GIVEN TASK.
Extract every line from the records below that contains the word "this".

INPUT RECORDS.

____

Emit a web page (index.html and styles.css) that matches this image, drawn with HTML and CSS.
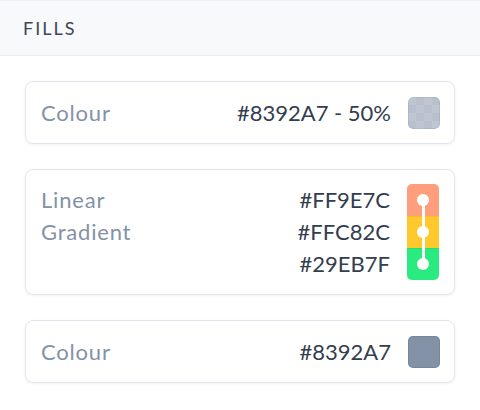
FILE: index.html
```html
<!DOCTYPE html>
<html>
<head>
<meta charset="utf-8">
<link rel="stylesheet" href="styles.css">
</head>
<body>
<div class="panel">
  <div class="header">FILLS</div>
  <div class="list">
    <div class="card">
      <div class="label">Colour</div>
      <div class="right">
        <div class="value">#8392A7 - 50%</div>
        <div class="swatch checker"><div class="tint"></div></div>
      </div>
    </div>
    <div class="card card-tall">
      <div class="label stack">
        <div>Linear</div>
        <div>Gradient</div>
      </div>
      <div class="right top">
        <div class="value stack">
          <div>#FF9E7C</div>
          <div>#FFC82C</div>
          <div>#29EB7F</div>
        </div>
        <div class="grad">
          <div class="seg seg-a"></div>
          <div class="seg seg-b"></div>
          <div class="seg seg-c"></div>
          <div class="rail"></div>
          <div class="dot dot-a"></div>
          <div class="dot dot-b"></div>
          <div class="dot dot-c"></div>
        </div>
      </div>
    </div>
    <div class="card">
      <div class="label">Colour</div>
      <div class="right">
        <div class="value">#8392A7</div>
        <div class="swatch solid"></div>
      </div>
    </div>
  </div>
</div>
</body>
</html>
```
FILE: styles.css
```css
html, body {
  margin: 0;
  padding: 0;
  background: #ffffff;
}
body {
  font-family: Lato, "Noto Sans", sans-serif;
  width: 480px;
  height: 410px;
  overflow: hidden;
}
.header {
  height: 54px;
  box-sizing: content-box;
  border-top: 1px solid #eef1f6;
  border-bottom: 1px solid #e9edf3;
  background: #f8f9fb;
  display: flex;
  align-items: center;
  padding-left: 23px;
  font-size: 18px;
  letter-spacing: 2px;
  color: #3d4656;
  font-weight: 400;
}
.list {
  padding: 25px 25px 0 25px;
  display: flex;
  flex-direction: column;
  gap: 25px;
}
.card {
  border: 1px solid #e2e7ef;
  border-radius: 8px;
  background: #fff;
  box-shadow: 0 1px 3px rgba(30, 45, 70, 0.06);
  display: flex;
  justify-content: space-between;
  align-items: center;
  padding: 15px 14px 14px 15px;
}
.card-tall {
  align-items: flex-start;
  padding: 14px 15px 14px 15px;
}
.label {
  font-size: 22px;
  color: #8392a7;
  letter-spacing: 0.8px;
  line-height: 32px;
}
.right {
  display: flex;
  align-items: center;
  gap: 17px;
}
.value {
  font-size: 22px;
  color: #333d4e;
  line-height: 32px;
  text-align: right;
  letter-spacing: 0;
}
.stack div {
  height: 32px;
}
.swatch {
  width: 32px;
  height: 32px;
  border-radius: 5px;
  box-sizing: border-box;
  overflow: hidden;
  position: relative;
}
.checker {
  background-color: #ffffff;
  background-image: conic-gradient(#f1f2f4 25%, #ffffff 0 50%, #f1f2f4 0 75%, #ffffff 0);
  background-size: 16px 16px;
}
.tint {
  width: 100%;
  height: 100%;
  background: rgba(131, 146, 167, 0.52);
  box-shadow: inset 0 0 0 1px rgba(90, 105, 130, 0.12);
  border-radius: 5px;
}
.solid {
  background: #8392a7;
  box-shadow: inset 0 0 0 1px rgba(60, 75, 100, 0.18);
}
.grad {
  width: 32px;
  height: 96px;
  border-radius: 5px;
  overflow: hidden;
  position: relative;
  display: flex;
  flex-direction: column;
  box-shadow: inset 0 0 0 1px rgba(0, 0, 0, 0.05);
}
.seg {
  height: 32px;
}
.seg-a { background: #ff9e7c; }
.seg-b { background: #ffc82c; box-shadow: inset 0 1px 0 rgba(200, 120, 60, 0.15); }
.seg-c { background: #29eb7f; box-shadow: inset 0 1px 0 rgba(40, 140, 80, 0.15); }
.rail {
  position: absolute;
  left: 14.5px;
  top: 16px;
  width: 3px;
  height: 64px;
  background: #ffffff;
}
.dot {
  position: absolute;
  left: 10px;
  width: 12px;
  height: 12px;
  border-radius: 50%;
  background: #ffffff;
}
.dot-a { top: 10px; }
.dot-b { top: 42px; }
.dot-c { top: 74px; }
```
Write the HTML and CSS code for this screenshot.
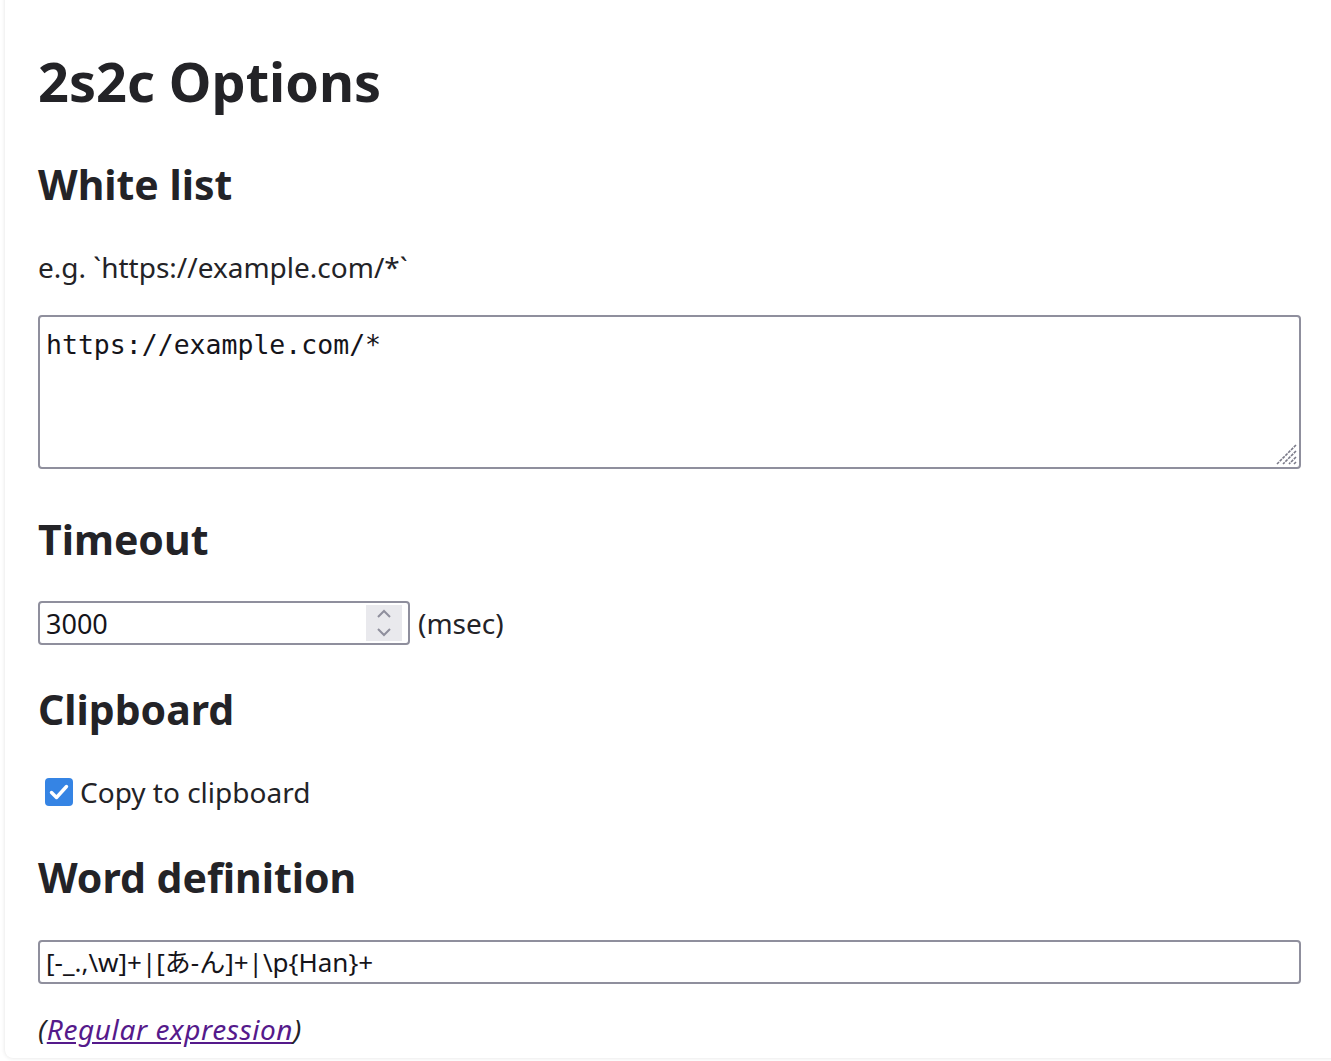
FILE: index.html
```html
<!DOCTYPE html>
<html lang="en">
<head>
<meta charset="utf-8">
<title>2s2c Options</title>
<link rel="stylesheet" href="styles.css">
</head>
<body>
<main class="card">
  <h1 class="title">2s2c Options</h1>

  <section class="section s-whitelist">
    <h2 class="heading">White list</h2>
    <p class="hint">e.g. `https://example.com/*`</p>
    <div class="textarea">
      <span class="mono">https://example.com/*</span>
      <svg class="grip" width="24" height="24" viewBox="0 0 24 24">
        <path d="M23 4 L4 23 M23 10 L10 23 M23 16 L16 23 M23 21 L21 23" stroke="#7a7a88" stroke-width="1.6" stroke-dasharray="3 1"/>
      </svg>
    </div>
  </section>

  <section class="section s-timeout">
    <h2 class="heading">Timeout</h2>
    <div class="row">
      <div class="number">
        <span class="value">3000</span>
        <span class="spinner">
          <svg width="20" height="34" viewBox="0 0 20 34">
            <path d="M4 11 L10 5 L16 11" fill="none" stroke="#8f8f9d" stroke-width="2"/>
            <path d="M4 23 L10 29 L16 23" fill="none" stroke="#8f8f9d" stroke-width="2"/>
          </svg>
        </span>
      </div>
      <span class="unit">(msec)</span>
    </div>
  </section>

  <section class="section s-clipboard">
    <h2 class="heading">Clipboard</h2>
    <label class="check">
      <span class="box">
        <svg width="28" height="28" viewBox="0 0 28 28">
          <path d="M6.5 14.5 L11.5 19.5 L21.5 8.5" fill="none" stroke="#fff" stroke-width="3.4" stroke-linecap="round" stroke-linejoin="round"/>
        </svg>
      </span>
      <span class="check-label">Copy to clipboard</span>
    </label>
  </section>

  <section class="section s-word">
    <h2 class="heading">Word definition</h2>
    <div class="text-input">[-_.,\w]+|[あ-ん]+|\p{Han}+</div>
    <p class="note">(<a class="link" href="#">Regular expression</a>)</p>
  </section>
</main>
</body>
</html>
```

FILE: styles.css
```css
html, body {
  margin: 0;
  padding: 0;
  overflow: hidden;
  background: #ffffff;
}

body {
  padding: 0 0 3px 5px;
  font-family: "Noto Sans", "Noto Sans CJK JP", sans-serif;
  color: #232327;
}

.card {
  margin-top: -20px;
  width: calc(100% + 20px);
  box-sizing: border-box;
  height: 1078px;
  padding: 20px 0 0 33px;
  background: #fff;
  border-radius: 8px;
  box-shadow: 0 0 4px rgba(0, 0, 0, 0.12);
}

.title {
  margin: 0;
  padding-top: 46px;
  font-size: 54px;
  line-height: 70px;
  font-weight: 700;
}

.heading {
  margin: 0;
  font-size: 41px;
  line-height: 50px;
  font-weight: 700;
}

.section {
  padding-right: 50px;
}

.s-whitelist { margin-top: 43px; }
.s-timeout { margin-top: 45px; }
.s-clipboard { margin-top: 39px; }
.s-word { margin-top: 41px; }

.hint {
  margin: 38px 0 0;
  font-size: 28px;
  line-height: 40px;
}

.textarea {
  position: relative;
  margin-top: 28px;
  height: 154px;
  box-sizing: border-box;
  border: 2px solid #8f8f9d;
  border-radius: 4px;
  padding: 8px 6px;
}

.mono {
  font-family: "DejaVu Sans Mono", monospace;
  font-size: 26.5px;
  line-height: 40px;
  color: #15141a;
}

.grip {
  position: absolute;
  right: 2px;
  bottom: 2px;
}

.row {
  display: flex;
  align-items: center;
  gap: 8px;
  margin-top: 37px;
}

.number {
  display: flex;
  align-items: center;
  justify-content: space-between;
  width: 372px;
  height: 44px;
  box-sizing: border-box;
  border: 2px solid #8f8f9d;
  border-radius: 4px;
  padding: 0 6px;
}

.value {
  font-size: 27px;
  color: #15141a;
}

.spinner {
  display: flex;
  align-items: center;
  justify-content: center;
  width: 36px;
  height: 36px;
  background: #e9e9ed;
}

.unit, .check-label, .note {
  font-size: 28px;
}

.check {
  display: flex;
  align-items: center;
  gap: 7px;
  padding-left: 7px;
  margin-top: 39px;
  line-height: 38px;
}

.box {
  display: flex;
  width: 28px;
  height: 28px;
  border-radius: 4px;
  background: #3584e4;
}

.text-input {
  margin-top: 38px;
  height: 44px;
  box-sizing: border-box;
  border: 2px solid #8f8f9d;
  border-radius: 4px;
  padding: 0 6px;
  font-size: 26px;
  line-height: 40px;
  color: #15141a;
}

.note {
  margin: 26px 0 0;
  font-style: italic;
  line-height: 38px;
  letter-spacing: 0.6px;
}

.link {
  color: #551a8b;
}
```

____

RESULT OF THE TASK.
Emit a web page (index.html and styles.css) that matches this image, drawn with HTML and CSS.
Write the HTML and CSS code for this screenshot.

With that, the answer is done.